In the Artisan Showcase:Kathy Huegel
- I have lived at the beach for over 45 years. My early interest in art led me to pursue a degree in Fine Arts. After college I worked in the commercial art field in Washington, D.C. then return to the Eastern Shore working as an illustrator, sign painter and mural painter as well as in the silk screen industry. I enjoyed a few summers as a portrait artist on the Ocean City boardwalk before earning a Teaching Certificate in K-12 Art Education and working as an Art Teacher in Wicomico County schools for 17 years. After retiring I’ve been working in my home studio in South Bethany Beach, Delaware where I find inspiration from people on the beach and other places that catch my eye in the beautiful beach environment.
- I have experience in many media, but I love painting with oils, sometimes even adding fabric to my works. My goal is always to bring warm smiles to my viewers. As my old friend Henri Matisse said . . . art should be “devoid of troubling or depressing subject matter” and have “a soothing, calming influence on the mind . . . something like a good armchair which provides relaxation from physical fatigue.”

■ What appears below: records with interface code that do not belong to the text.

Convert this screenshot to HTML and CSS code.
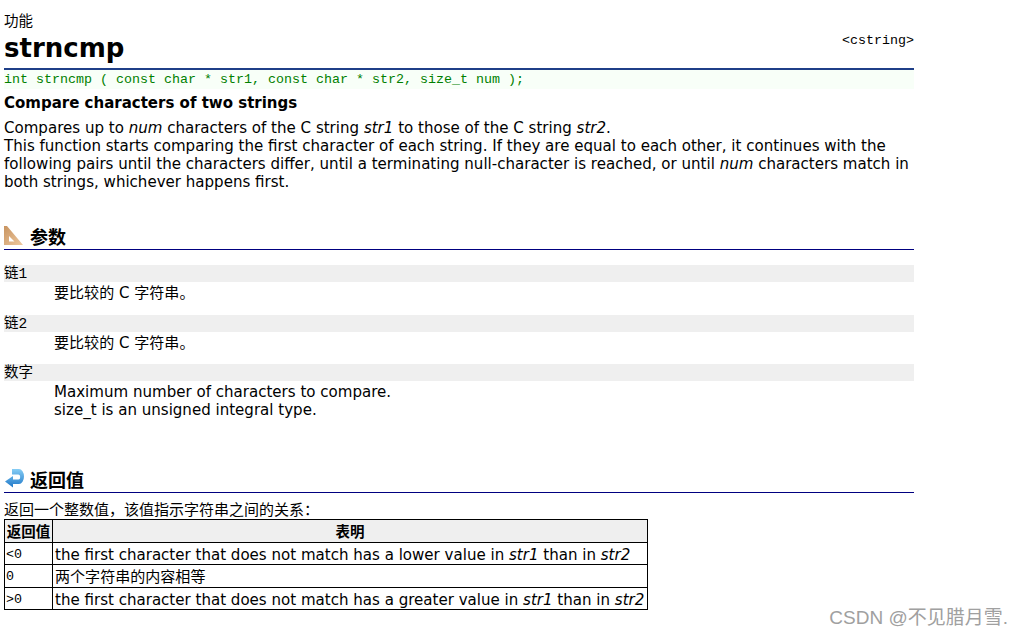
FILE: index.html
```html
<html>
<head>
  <meta charset="utf-8">
  <link rel="stylesheet" href="styles.css">
</head>

<body>
  <div class="page">
    <div class="kind">功能</div>
    <div class="title-row">
      <h1>strncmp</h1>
      <div class="header-name">&lt;cstring&gt;</div>
    </div>
    <div class="proto">int strncmp ( const char * str1, const char * str2, size_t num );</div>
    <div class="summary">Compare characters of two strings</div>
    <div class="desc">
      Compares up to <i>num</i> characters of the C string <i>str1</i> to those of the C string <i>str2</i>.<br>
      This function starts comparing the first character of each string. If they are equal to each other, it continues with the following pairs until the characters differ, until a terminating null-character is reached, or until <i>num</i> characters match in both strings, whichever happens first.
    </div>

    <h2 class="section section-params">
      <svg class="section-icon" width="20" height="20" viewBox="0 0 20 20">
        <defs>
          <linearGradient id="ruler" x1="0" y1="0" x2="1" y2="1">
            <stop offset="0" stop-color="#c8935f"/>
            <stop offset="1" stop-color="#eec9a0"/>
          </linearGradient>
        </defs>
        <path d="M0 0 L3 0 L19 19 L0 19 Z M5 10 L5 15.500 L10.500 15.500 Z" fill="url(#ruler)" fill-rule="evenodd"/>
      </svg>
      参数
    </h2>
    <dl class="params">
      <dt>链1</dt>
      <dd>要比较的 C 字符串。</dd>
      <dt>链2</dt>
      <dd>要比较的 C 字符串。</dd>
      <dt>数字</dt>
      <dd>Maximum number of characters to compare.<br>size_t is an unsigned integral type.</dd>
    </dl>

    <h2 class="section section-return">
      <svg class="section-icon" width="20" height="20" viewBox="0 0 20 20">
        <defs>
          <linearGradient id="arrow" x1="0" y1="0" x2="0" y2="1">
            <stop offset="0" stop-color="#86cdf5"/>
            <stop offset="1" stop-color="#1f78c8"/>
          </linearGradient>
        </defs>
        <path d="M8 0 H15 A5 7.500 0 0 1 15 15 H9 V18.500 L1 12.500 L9 7 V10.500 H14.500 A1.500 2.200 0 0 0 14.500 5.500 H8 Z" fill="url(#arrow)"/>
      </svg>
      返回值
    </h2>
    <div class="return-intro">返回一个整数值，该值指示字符串之间的关系：</div>
    <table class="return-table">
      <tr><th class="col-value">返回值</th><th>表明</th></tr>
      <tr><td class="code">&lt;0</td><td>the first character that does not match has a lower value in <i>str1</i> than in <i>str2</i></td></tr>
      <tr class="row-tall"><td class="code">0</td><td>两个字符串的内容相等</td></tr>
      <tr><td class="code">&gt;0</td><td>the first character that does not match has a greater value in <i>str1</i> than in <i>str2</i></td></tr>
    </table>
  </div>
  <div class="watermark">CSDN @不见腊月雪.</div>
</body>

</html>
```

FILE: styles.css
```css
body {
  margin: 0;
  font-family: "DejaVu Sans", "Noto Sans CJK SC", sans-serif;
  font-size: 15.05px;
  line-height: 18px;
  color: #000;
  background: #fff;
}

.page {
  width: 910px;
  margin-left: 4px;
  padding-top: 12px;
}

.kind {
  font-size: 14.5px;
  line-height: 18px;
}

.title-row {
  display: flex;
  justify-content: space-between;
  border-bottom: 2px solid #1f3f88;
  height: 38px;
}

h1 {
  margin: 0;
  padding-top: 1px;
  font-size: 26px;
  line-height: 34px;
  font-weight: bold;
}

.header-name {
  font-family: "Liberation Mono", monospace;
  font-size: 13.33px;
  padding-top: 2px;
}

.proto {
  font-family: "Liberation Mono", "DejaVu Sans Mono", monospace;
  font-size: 13.33px;
  line-height: 19px;
  color: #008000;
  background: #f8fff8;
}

.summary {
  font-weight: bold;
  font-size: 15px;
  line-height: 18px;
  margin-top: 5px;
}

.desc {
  margin-top: 7px;
}

.section {
  display: flex;
  align-items: center;
  gap: 6px;
  margin: 0;
  padding-top: 2px;
  font-size: 18px;
  line-height: 22px;
  font-weight: bold;
  border-bottom: 1px solid #000080;
}

.section-icon {
  margin-top: -5px;
}

.section-params {
  margin-top: 34px;
}

.section-return {
  margin-top: 49px;
}

.params {
  margin: 15px 0 0;
}

.params dt {
  background: #efefef;
  font-family: "Liberation Mono", "Noto Sans CJK SC", monospace;
  font-size: 14.5px;
  line-height: 15px;
  padding-top: 2px;
}

.params dd {
  margin: 0 0 12.500px 50px;
  padding-top: 2px;
  line-height: 18px;
}

.return-intro {
  font-size: 15px;
  line-height: 18px;
  margin-top: 8px;
}

.return-table {
  border-collapse: collapse;
  width: 644px;
  font-size: 15.05px;
}

.return-table th,
.return-table td {
  border: 1px solid #000;
  padding: 2px 0 0 2px;
  height: 22px;
  line-height: 18px;
  text-align: left;
  white-space: nowrap;
}

.return-table th {
  background: #efefef;
  font-size: 14.5px;
  text-align: center;
  height: 23px;
  padding: 2px 1px 0;
}

.return-table .row-tall td {
  height: 23px;
}

.col-value {
  width: 45px;
}

.return-table .code {
  font-family: "Liberation Mono", monospace;
  font-size: 13.33px;
  padding-left: 1px;
}

.watermark {
  position: absolute;
  right: 14px;
  top: 607px;
  font-family: "Liberation Sans", "Noto Sans CJK SC", sans-serif;
  font-size: 19px;
  line-height: 22px;
  color: #a0a0a0;
}
```
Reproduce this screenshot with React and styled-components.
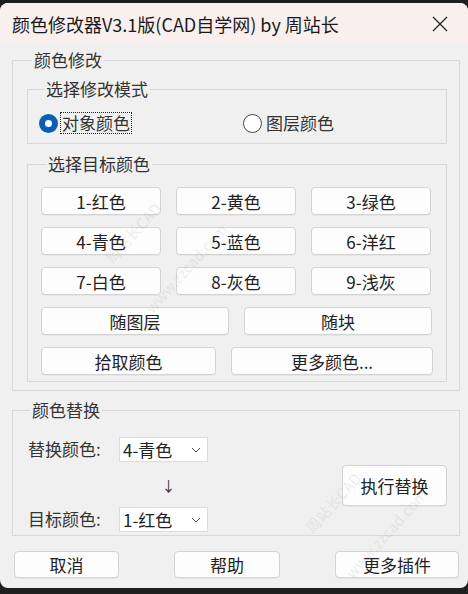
import React, { useState } from "react";
import styled, { createGlobalStyle } from "styled-components";

const GlobalStyle = createGlobalStyle`
  html, body {
    margin: 0;
    padding: 0;
    background: #1e1e1e;
  }
  body {
    font-family: "Noto Sans CJK SC", "Noto Sans", sans-serif;
  }
`;

const Window = styled.div`
  position: relative;
  margin-top: 3px;
  width: 468px;
  height: 585px;
  background: #f0f0f0;
  border-radius: 8px;
  overflow: hidden;
  display: flex;
  flex-direction: column;
`;

const TitleBar = styled.div`
  height: 41px;
  background: #f9efee;
  display: flex;
  align-items: center;
  justify-content: space-between;
  padding: 0 20px 0 12px;
  font-size: 18px;
  color: #1a1a1a;
  flex-shrink: 0;
`;

const Body = styled.div`
  padding: 6px 8px 0 12px;
  font-size: 17px;
  color: #222;
  display: flex;
  flex-direction: column;
`;

const Group = styled.fieldset`
  margin: ${(p) => p.$mt || 0}px 0 0 0;
  padding: ${(p) => p.$pad};
  border: 1px solid #d8d8d8;
  border-radius: 0;
  min-width: 0;
`;

const Legend = styled.legend`
  padding: 0 2px;
  margin-left: 5px;
  font-size: 17px;
  line-height: 20px;
  color: #333;
`;

const RadioRow = styled.div`
  display: flex;
  align-items: center;
  height: 20px;
  margin-top: 14px;
`;

const RadioItem = styled.label`
  display: flex;
  align-items: center;
  gap: 3px;
  width: ${(p) => p.$w}px;
  cursor: default;
`;

const RadioDot = styled.span`
  width: 19px;
  height: 19px;
  border-radius: 50%;
  box-sizing: border-box;
  border: ${(p) => (p.$on ? "6px solid #0a5fb4" : "1px solid #444")};
  background: #fff;
  flex-shrink: 0;
`;

const RadioText = styled.span`
  line-height: 20px;
  padding: 0 1px;
  color: #333;
  outline: ${(p) => (p.$focus ? "1px dotted #222" : "none")};
`;

const ButtonGrid = styled.div`
  display: flex;
  flex-direction: column;
  gap: 12px;
`;

const ButtonRow = styled.div`
  display: grid;
  grid-template-columns: ${(p) => p.$cols};
  column-gap: 15px;
`;

const Btn = styled.button`
  height: ${(p) => p.$h || 28}px;
  width: ${(p) => (p.$w ? p.$w + "px" : "auto")};
  background: #fdfdfd;
  border: 1px solid #d3d3d3;
  border-radius: 4px;
  font-family: "Noto Sans CJK SC", sans-serif;
  font-size: 17px;
  line-height: 1;
  color: #222;
  padding: 0;
  box-shadow: 0 1px 0 rgba(0, 0, 0, 0.04);
`;

const ReplaceLayout = styled.div`
  display: grid;
  grid-template-columns: 1fr 105px;
  align-items: center;
  padding-left: 3px;
`;

const ReplaceLeft = styled.div`
  display: flex;
  flex-direction: column;
`;

const FieldRow = styled.div`
  display: flex;
  align-items: center;
`;

const FieldLabel = styled.span`
  width: 91px;
  font-size: 17px;
  color: #333;
  margin-top: -3px;
`;

const Select = styled.div`
  width: 89px;
  height: 25px;
  box-sizing: border-box;
  background: #fff;
  border: 1px solid #dcdcdc;
  display: flex;
  align-items: center;
  justify-content: space-between;
  padding: 0 6px 0 3px;
  font-size: 17px;
  color: #222;
`;

const Arrow = styled.div`
  height: 45px;
  width: 89px;
  margin-left: 96px;
  display: flex;
  align-items: center;
  justify-content: center;
  font-size: 14px;
  color: #333;
`;

const Footer = styled.div`
  display: flex;
  justify-content: space-between;
  margin-top: 15px;
  padding-right: 1px;
  padding-left: 2px;
`;

const Watermark = styled.div`
  position: absolute;
  left: ${(p) => p.$x}px;
  top: ${(p) => p.$y}px;
  transform: rotate(-48deg);
  transform-origin: left top;
  font-size: 15px;
  color: rgba(120, 120, 120, 0.13);
  white-space: nowrap;
  pointer-events: none;
  font-family: "Noto Sans CJK SC", sans-serif;
`;

const Chevron = () => (
  <svg width="10" height="6" viewBox="0 0 10 6">
    <path d="M1 1l4 4 4-4" fill="none" stroke="#444" strokeWidth="1" />
  </svg>
);

const CloseIcon = () => (
  <svg width="16" height="16" viewBox="0 0 16 16">
    <path d="M1 1l14 14M15 1L1 15" stroke="#222" strokeWidth="1.3" />
  </svg>
);

const colorRows = [
  { cols: "120px 120px 120px", items: ["1-红色", "2-黄色", "3-绿色"] },
  { cols: "120px 120px 120px", items: ["4-青色", "5-蓝色", "6-洋红"] },
  { cols: "120px 120px 120px", items: ["7-白色", "8-灰色", "9-浅灰"] },
  { cols: "188px 188px", items: ["随图层", "随块"] },
  { cols: "175px 202px", items: ["拾取颜色", "更多颜色..."] },
];

export default function App() {
  const [mode, setMode] = useState("object");

  return (
    <>
      <GlobalStyle />
      <Window>
        <TitleBar>
          <span>颜色修改器V3.1版(CAD自学网) by 周站长</span>
          <CloseIcon />
        </TitleBar>
        <Body>
          <Group $pad="0 12px 8px 14px">
            <Legend>颜色修改</Legend>
            <Group $mt={9} $pad="0 10px 10px 11px">
              <Legend>选择修改模式</Legend>
              <RadioRow>
                <RadioItem $w={204} onClick={() => setMode("object")}>
                  <RadioDot $on={mode === "object"} />
                  <RadioText $focus>对象颜色</RadioText>
                </RadioItem>
                <RadioItem $w={120} onClick={() => setMode("layer")}>
                  <RadioDot $on={mode === "layer"} />
                  <RadioText>图层颜色</RadioText>
                </RadioItem>
              </RadioRow>
            </Group>
            <Group $mt={10} $pad="13px 10px 6px 13px">
              <Legend>选择目标颜色</Legend>
              <ButtonGrid>
                {colorRows.map((row, i) => (
                  <ButtonRow key={i} $cols={row.cols}>
                    {row.items.map((t) => (
                      <Btn key={t}>{t}</Btn>
                    ))}
                  </ButtonRow>
                ))}
              </ButtonGrid>
            </Group>
          </Group>

          <Group $mt={9} $pad="17px 12px 3px 12px">
            <Legend>颜色替换</Legend>
            <ReplaceLayout>
              <ReplaceLeft>
                <FieldRow>
                  <FieldLabel>替换颜色:</FieldLabel>
                  <Select>
                    <span>4-青色</span>
                    <Chevron />
                  </Select>
                </FieldRow>
                <Arrow>↓</Arrow>
                <FieldRow>
                  <FieldLabel>目标颜色:</FieldLabel>
                  <Select>
                    <span>1-红色</span>
                    <Chevron />
                  </Select>
                </FieldRow>
              </ReplaceLeft>
              <Btn $h={41} $w={105} style={{ marginTop: 2 }}>执行替换</Btn>
            </ReplaceLayout>
          </Group>

          <Footer>
            <Btn $h={27} $w={105}>取消</Btn>
            <Btn $h={27} $w={106}>帮助</Btn>
            <Btn $h={27} $w={124}>更多插件</Btn>
          </Footer>
        </Body>

        <Watermark $x={100} $y={250}>周站长CAD</Watermark>
        <Watermark $x={140} $y={300}>www.zzcad.com</Watermark>
        <Watermark $x={300} $y={520}>周站长CAD</Watermark>
        <Watermark $x={340} $y={565}>www.zzcad.com</Watermark>
      </Window>
    </>
  );
}
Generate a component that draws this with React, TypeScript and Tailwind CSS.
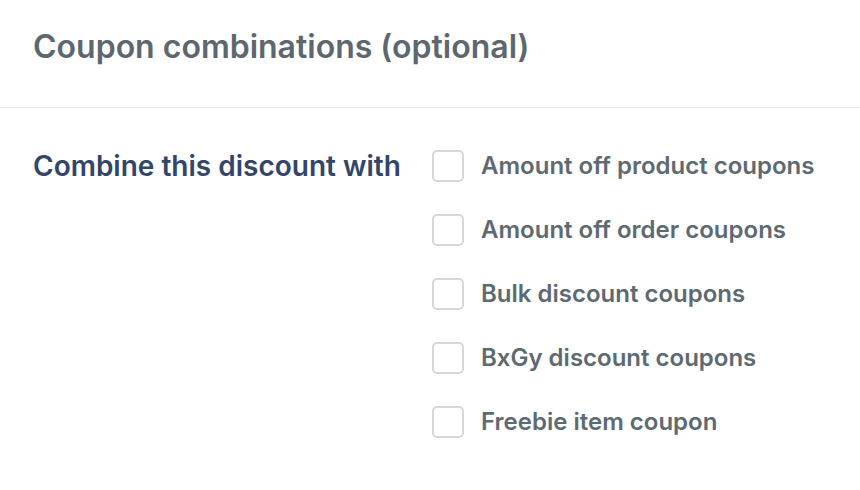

Off-Site:At the Princess Royale Oceanfront, 91st St: Mary Bode Byrd (pictured). At the Coffee Beanery, 94th St: Susan Koster and Brandon Martin. Offsite exhibits run through June 2022.
- The Princess Royale satellite gallery, 9100 Coastal Hwy., hosts the artwork of Mary Bode Byrd, formerly an artist for Hallmark and owner of a graphics agency in Washington, D.C. Painting realism with an abstract twist, Byrd uses bold colors with exuberance and whimsy, incorporating many media including hand-altered papers, acrylics, watercolor, graphite, and found objects.
- The Coffee Beanery satellite gallery at 94th St. and Coastal Hwy. displays the works of Susan Koster and Brandon Martin, co-creators of Silver Sun Photography, a fine art photography company from Ocean City. They specialize in one-of-a-kind seascapes, capturing the ever-changing moods of the coast. Koster studied photography at Salisbury University and worked professionally as a photojournalist and photographer. Martin is an award-winning photographer, specializing in long-exposure photography.